The Shaped Transformer: Attention Models in the Infinite Depth-and-Width Limit
Lorenzo Noci, Chuning Li, Mufan Bill Li, Bobby He, Thomas Hofmann, Chris Maddison, Daniel M. Roy
TL;DR
This work addresses the instability and rank-degeneracy (rank-collapse) observed in Softmax-based attention within deep Transformer architectures. It introduces the shaped attention mechanism, combining centering around the identity and a width-dependent temperature, to stabilize forward and backward covariance propagation in the proportional infinite-depth-and-width limit. The authors derive neural covariance SDEs that characterize the initial distribution for shaped Attention and Shaped Transformer blocks, and demonstrate local convergence (in the Skorohod sense) to these SDEs, with explicit drift and diffusion terms encoding the influence of attention and residual connections. Simulations show the SDE descriptions closely track finite-size networks, and preliminary experiments suggest shaped Transformers can train with competitive stability and performance. Overall, the paper provides a tractable, non-commutative limiting theory for Transformer-like architectures, offering design principles and hyperparameter guidance for stable, scalable deep attention models.
Abstract
In deep learning theory, the covariance matrix of the representations serves as a proxy to examine the network's trainability. Motivated by the success of Transformers, we study the covariance matrix of a modified Softmax-based attention model with skip connections in the proportional limit of infinite-depth-and-width.
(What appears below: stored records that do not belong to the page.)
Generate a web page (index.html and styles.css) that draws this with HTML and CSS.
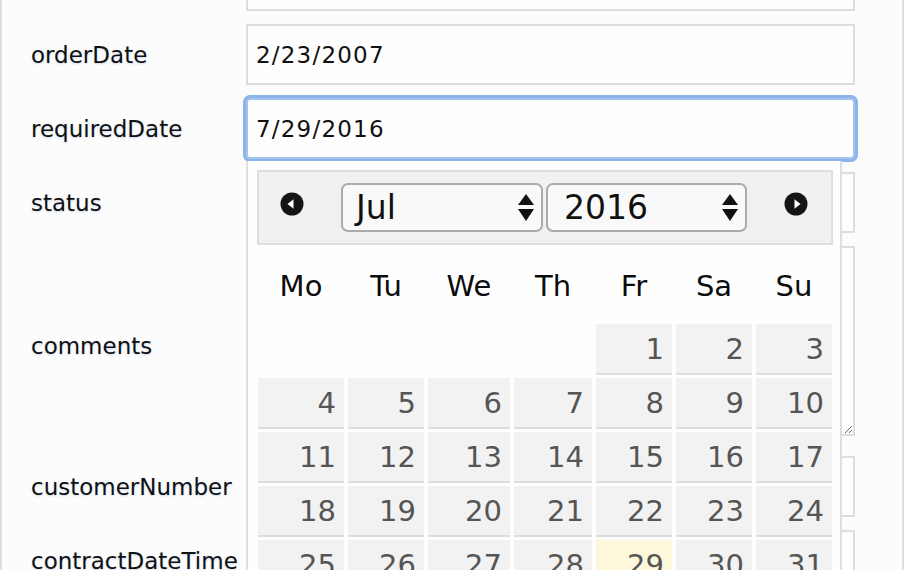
FILE: index.html
```html
<!DOCTYPE html>
<html lang="en">
<head>
<meta charset="utf-8">
<title>Order form with date picker</title>
<link rel="stylesheet" href="styles.css">
</head>
<body>
<div class="page">
  <form class="form">
    <div class="row"><label class="label"></label><input class="field" value=""></div>
    <div class="row"><label class="label">orderDate</label><input class="field" value="2/23/2007"></div>
    <div class="row"><label class="label">requiredDate</label><input class="field focused" value="7/29/2016"></div>
    <div class="row"><label class="label">status</label><input class="field" value=""></div>
    <div class="row row-tall"><label class="label label-area">comments</label><textarea class="field area"></textarea></div>
    <div class="row"><label class="label">customerNumber</label><input class="field" value=""></div>
    <div class="row"><label class="label">contractDateTime</label><input class="field" value=""></div>
  </form>

  <div class="datepicker">
    <div class="dp-header">
      <span class="nav nav-prev">
        <svg width="24" height="24" viewBox="0 0 24 24"><circle cx="12" cy="12" r="11.5" fill="#151515"/><polygon points="7.5,12 13.5,7.2 13.5,16.8" fill="#fff"/></svg>
      </span>
      <div class="select select-month"><span>Jul</span>
        <svg width="16" height="27" viewBox="0 0 16 27"><polygon points="8,0 16,11 0,11" fill="#111"/><polygon points="0,15 16,15 8,27" fill="#111"/></svg>
      </div>
      <div class="select select-year"><span>2016</span>
        <svg width="16" height="27" viewBox="0 0 16 27"><polygon points="8,0 16,11 0,11" fill="#111"/><polygon points="0,15 16,15 8,27" fill="#111"/></svg>
      </div>
      <span class="nav nav-next">
        <svg width="24" height="24" viewBox="0 0 24 24"><circle cx="12" cy="12" r="11.5" fill="#151515"/><polygon points="16.5,12 10.5,7.2 10.5,16.8" fill="#fff"/></svg>
      </span>
    </div>
    <div class="weekdays">
      <span>Mo</span><span>Tu</span><span>We</span><span>Th</span><span>Fr</span><span>Sa</span><span>Su</span>
    </div>
    <div class="days">
      <span class="day empty"></span><span class="day empty"></span><span class="day empty"></span><span class="day empty"></span>
      <span class="day">1</span><span class="day">2</span><span class="day">3</span>
      <span class="day">4</span><span class="day">5</span><span class="day">6</span><span class="day">7</span><span class="day">8</span><span class="day">9</span><span class="day">10</span>
      <span class="day">11</span><span class="day">12</span><span class="day">13</span><span class="day">14</span><span class="day">15</span><span class="day">16</span><span class="day">17</span>
      <span class="day">18</span><span class="day">19</span><span class="day">20</span><span class="day">21</span><span class="day">22</span><span class="day">23</span><span class="day">24</span>
      <span class="day">25</span><span class="day">26</span><span class="day">27</span><span class="day">28</span><span class="day today">29</span><span class="day">30</span><span class="day">31</span>
    </div>
  </div>
</div>
</body>
</html>
```
FILE: styles.css
```css
html, body {
  margin: 0;
  padding: 0;
  overflow: hidden;
  background: #fcfcfc;
}

.page {
  position: relative;
  width: 904px;
  height: 570px;
  box-sizing: border-box;
  border-left: 2px solid #dedede;
  border-right: 2px solid #dedede;
  background: #fcfcfc;
  overflow: hidden;
  font-family: "DejaVu Sans", "Liberation Sans", sans-serif;
  color: #111;
}

.form {
  display: flex;
  flex-direction: column;
  gap: 13px;
  margin: -50px 0 0 0;
  padding-left: 29px;
}

.row {
  display: flex;
  align-items: center;
}

.row-tall {
  margin-bottom: 7px;
}

.label {
  flex: none;
  width: 215px;
  font-size: 23px;
  color: #111;
  text-shadow: 0 1px 2px rgba(110, 150, 205, 0.35);
}

.label-area {
  margin-top: 9px;
}

.field {
  flex: none;
  width: 609px;
  height: 61px;
  box-sizing: border-box;
  margin: 0;
  padding: 1px 8px 0 8px;
  border: 2px solid #dddddd;
  border-radius: 0;
  background: #fefefe;
  font-family: "DejaVu Sans", "Liberation Sans", sans-serif;
  font-size: 23px;
  letter-spacing: 1.2px;
  color: #111;
  outline: none;
}

.field.focused {
  border-color: #a4c4ee;
  border-radius: 4px;
  box-shadow: 0 0 0 3px #8cb4e8;
}

.area {
  height: 190px;
  resize: vertical;
}

.datepicker {
  position: absolute;
  left: 244px;
  top: 161px;
  width: 596px;
  box-sizing: border-box;
  border: 2px solid #dedede;
  border-top: none;
  background: #fefefe;
  padding: 9px 7px 0 9px;
}

.dp-header {
  display: flex;
  align-items: center;
  height: 75px;
  box-sizing: border-box;
  border: 2px solid #dedede;
  background: #f1f1f1;
}

.nav {
  display: flex;
  width: 24px;
  height: 24px;
  margin-top: -7px;
}

.nav-prev {
  margin-left: 21px;
}

.nav-next {
  margin-left: 37px;
}

.select {
  display: flex;
  align-items: center;
  justify-content: space-between;
  height: 49px;
  box-sizing: border-box;
  border: 2px solid #ababab;
  border-radius: 7px;
  background: #f9f9f9;
  padding: 0 7px 0 13px;
  font-size: 33px;
  color: #111;
}

.select-month {
  width: 202px;
  margin-left: 37px;
}

.select-year {
  width: 201px;
  margin-left: 3px;
  padding-left: 16px;
}

.weekdays,
.days {
  display: grid;
  grid-template-columns: 86px 76px 82px 78px 76px 76px 76px;
  column-gap: 4px;
  margin-left: 1px;
}

.weekdays {
  height: 60px;
  margin-top: 11px;
  align-items: center;
  text-align: center;
  font-size: 29px;
  color: #0c0c0c;
}

.days {
  margin-top: 8px;
  row-gap: 3px;
  grid-auto-rows: 51px;
}

.day {
  display: flex;
  align-items: center;
  justify-content: flex-end;
  box-sizing: border-box;
  padding: 0 8px 0 0;
  background: #f2f2f2;
  border-bottom: 2px solid #dcdcdc;
  font-size: 29px;
  color: #555;
}

.day.empty {
  background: none;
  border: none;
}

.day.today {
  background: #fdf7dc;
}
```
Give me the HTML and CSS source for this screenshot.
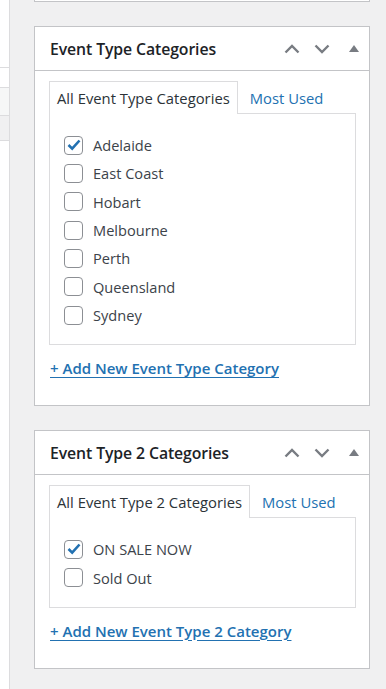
FILE: index.html
```html
<!DOCTYPE html>
<html lang="en">
<head>
  <meta charset="UTF-8">
  <meta name="viewport" content="width=device-width, initial-scale=1.0">
  <title>Event Type Categories</title>
  <link rel="stylesheet" href="styles.css">
</head>
<body>
  <div class="screen">
    <div class="edge">
      <div class="edge-a"></div>
      <div class="edge-b"></div>
      <div class="edge-c"></div>
      <div class="edge-gap"></div>
      <div class="edge-d"></div>
    </div>

    <div class="sidebar">
      <div class="postbox postbox-stub"></div>

      <div class="postbox">
        <div class="postbox-header">
          <h2>Event Type Categories</h2>
          <div class="handle-actions">
            <svg class="handle" width="16" height="10" viewBox="0 0 16 10"><path d="M1.5 8.5 L8 2 L14.5 8.5" fill="none" stroke="#787c82" stroke-width="2.4"/></svg>
            <svg class="handle" width="16" height="10" viewBox="0 0 16 10"><path d="M1.5 1.5 L8 8 L14.5 1.5" fill="none" stroke="#787c82" stroke-width="2.4"/></svg>
            <svg class="toggle" width="10" height="7" viewBox="0 0 10 7"><path d="M0 7 L5 0 L10 7 Z" fill="#787c82"/></svg>
          </div>
        </div>
        <div class="inside">
          <ul class="tabs">
            <li class="tab active">All Event Type Categories</li>
            <li class="tab"><a href="#">Most Used</a></li>
          </ul>
          <div class="panel">
            <label class="row"><span class="box checked"><svg width="14" height="12" viewBox="0 0 14 12"><path d="M1.5 6 L5.2 9.6 L12.5 1.5" fill="none" stroke="#2271b1" stroke-width="2.6"/></svg></span>Adelaide</label>
            <label class="row"><span class="box"></span>East Coast</label>
            <label class="row"><span class="box"></span>Hobart</label>
            <label class="row"><span class="box"></span>Melbourne</label>
            <label class="row"><span class="box"></span>Perth</label>
            <label class="row"><span class="box"></span>Queensland</label>
            <label class="row"><span class="box"></span>Sydney</label>
          </div>
          <a class="add-new" href="#">+ Add New Event Type Category</a>
        </div>
      </div>

      <div class="postbox">
        <div class="postbox-header">
          <h2>Event Type 2 Categories</h2>
          <div class="handle-actions">
            <svg class="handle" width="16" height="10" viewBox="0 0 16 10"><path d="M1.5 8.5 L8 2 L14.5 8.5" fill="none" stroke="#787c82" stroke-width="2.4"/></svg>
            <svg class="handle" width="16" height="10" viewBox="0 0 16 10"><path d="M1.5 1.5 L8 8 L14.5 1.5" fill="none" stroke="#787c82" stroke-width="2.4"/></svg>
            <svg class="toggle" width="10" height="7" viewBox="0 0 10 7"><path d="M0 7 L5 0 L10 7 Z" fill="#787c82"/></svg>
          </div>
        </div>
        <div class="inside">
          <ul class="tabs">
            <li class="tab active">All Event Type 2 Categories</li>
            <li class="tab"><a href="#">Most Used</a></li>
          </ul>
          <div class="panel">
            <label class="row"><span class="box checked"><svg width="14" height="12" viewBox="0 0 14 12"><path d="M1.5 6 L5.2 9.6 L12.5 1.5" fill="none" stroke="#2271b1" stroke-width="2.6"/></svg></span>ON SALE NOW</label>
            <label class="row"><span class="box"></span>Sold Out</label>
          </div>
          <a class="add-new" href="#">+ Add New Event Type 2 Category</a>
        </div>
      </div>
    </div>
  </div>
</body>
</html>
```

FILE: styles.css
```css
body {
  margin: 0; background: #f0f0f1; font-family: "Open Sans", Arial, sans-serif;
  color: #3c434a; height: 689px; overflow: hidden; }
.screen {
  display: flex; height: 689px; }
.edge {
  width: 9px; border-right: 1px solid #dcdcde; display: flex; flex-direction: column; }
.edge-a { height: 67px; background: #fff; border-bottom: 1px solid #dcdcde; }
.edge-b { height: 19px; background: #fff; border-bottom: 1px solid #dcdcde; }
.edge-c { height: 27px; background: #f6f7f7; border-bottom: 1px solid #dcdcde; }
.edge-gap { height: 24px; }
.edge-d { flex: 1; background: #fff; border-top: 1px solid #dcdcde; }

.sidebar {
  margin-left: 24px; width: 336px; }
.postbox {
  background: #fff; border: 1px solid #c3c4c7; margin-bottom: 24px; box-sizing: border-box; }
.postbox-stub {
  height: 2px; border-top: none; }
.postbox-header {
  height: 43px; border-bottom: 1px solid #c3c4c7; display: flex; align-items: center;
  justify-content: space-between; padding: 0 10px 0 15px; }
.postbox-header h2 {
  margin: 0; font-size: 15.8px; font-weight: 600; color: #1d2327; letter-spacing: -0.1px; }
.handle-actions {
  display: flex; align-items: center; }
.handle { margin-left: 14px; }
.toggle { margin-left: 19px; margin-bottom: 1px; }

.inside {
  padding: 10px 14px 0 14px; }
.tabs {
  list-style: none; margin: 0; padding: 0; display: flex; }
.tab {
  font-size: 14.8px; height: 31px; line-height: 33px; padding: 0 7px; border: 1px solid transparent;
  border-bottom: none; }
.tab.active {
  background: #fff; border-color: #dcdcde; color: #2c3338; position: relative; z-index: 1;
  height: 32px; margin-bottom: -1px; }
.tab a {
  color: #2271b1; text-decoration: none; padding-left: 4px; }
.panel {
  border: 1px solid #dcdcde; padding: 17px 0 15px 14px; width: 291px; }
.row {
  display: flex; align-items: center; height: 28.33px; font-size: 14.6px; color: #3c434a; }
.box {
  width: 17px; height: 17px; border: 1px solid #8c8f94; border-radius: 4px; margin-right: 10px;
  display: flex; align-items: center; justify-content: center; box-sizing: content-box; }
.add-new {
  display: inline-block; margin: 13px 0 27px 1px; font-size: 15px; font-weight: 600; color: #2271b1;
  text-decoration: underline; text-underline-offset: 3px; line-height: 20px; }
```
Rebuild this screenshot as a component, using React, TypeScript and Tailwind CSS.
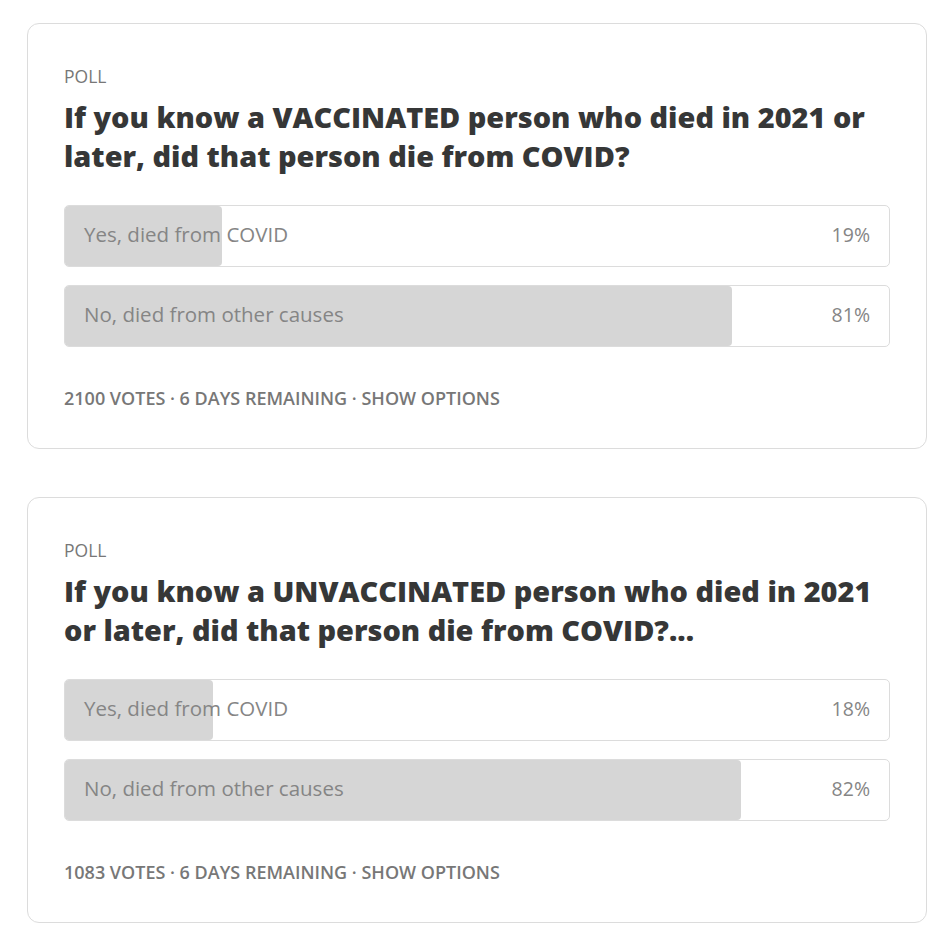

We show that at initialization the limiting distribution can be described by a stochastic differential equation (SDE) indexed by the depth-to-width ratio. To achieve a well-defined stochastic limit, the Transformer's attention mechanism is modified by centering the Softmax output at identity, and scaling the Softmax logits by a width-dependent temperature parameter. We examine the stability of the network through the corresponding SDE, showing how the scale of both the drift and diffusion can be elegantly controlled with the aid of residual connections. The existence of a stable SDE implies that the covariance structure is well-behaved, even for very large depth and width, thus preventing the notorious issues of rank degeneracy in deep attention models. Finally, we show, through simulations, that the SDE provides a surprisingly good description of the corresponding finite-size model. We coin the name shaped Transformer for these architectural modifications.